One frequent issue is using multiple SPF records. Another is piling too many services into one record until it exceeds the DNS lookup limit. A third is leaving in old services after a vendor switch.
Forwarding can also cause trouble. When email is forwarded through another server, SPF may fail because the forwarding server is not on your guest list. That is one reason DKIM and DMARC matter so much.
SPF is a sender check, not a full trust check. If you treat it like the whole system, the setup will be incomplete.
Watch for these common slips:
- A web form sends from a server you never added.
- A marketing service is still listed after you stopped using it.
- Two IT providers each added an SPF record.
- The record looks right, but nobody tested it with a real message.
SPF problems can hide for weeks. Then a customer says an estimate never arrived, and the issue turns up in DNS. A short review now is much easier than cleaning up missed mail later.
When to review SPF again
SPF should change whenever your mail setup changes. That means a new invoicing app, a new CRM, a new web host, or a switch in email providers.
A yearly review is also a good habit. So is checking SPF after staff turnover, domain changes, or a move to a new office. If the people who manage email are not the same ones who manage DNS, document the setup in plain language.

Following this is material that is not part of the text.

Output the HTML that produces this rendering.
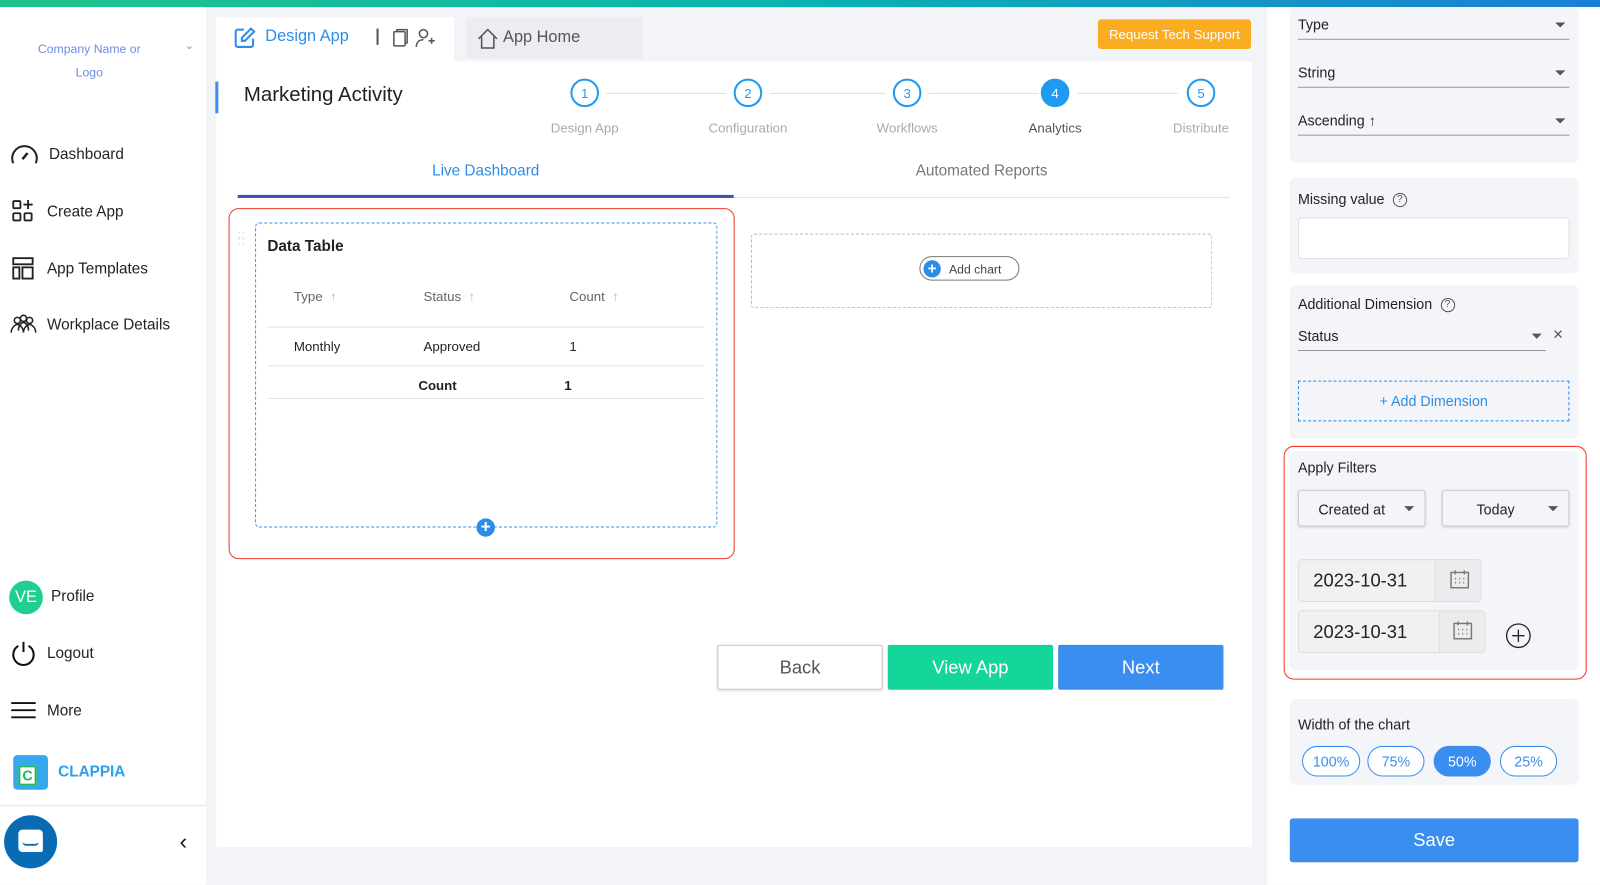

This is also where broader email security matters. SPF works best when it sits beside DKIM, DMARC, and mailbox protection. A wider email security checklist for Fort Myers businesses helps keep those pieces in one review cycle.
If your company handles invoices, customer service, or appointment reminders, small mail issues can create real delays. Review the record before those delays start.
Conclusion
A good SPF setup is not complicated, but it does need care. List every sender, keep one clean record, stay within DNS limits, and test after every change.
For a Fort Myers small business, that checklist protects both reputation and delivery. More important, it keeps your domain honest so customers see the mail you meant to send, not a spoofed copy from someone else.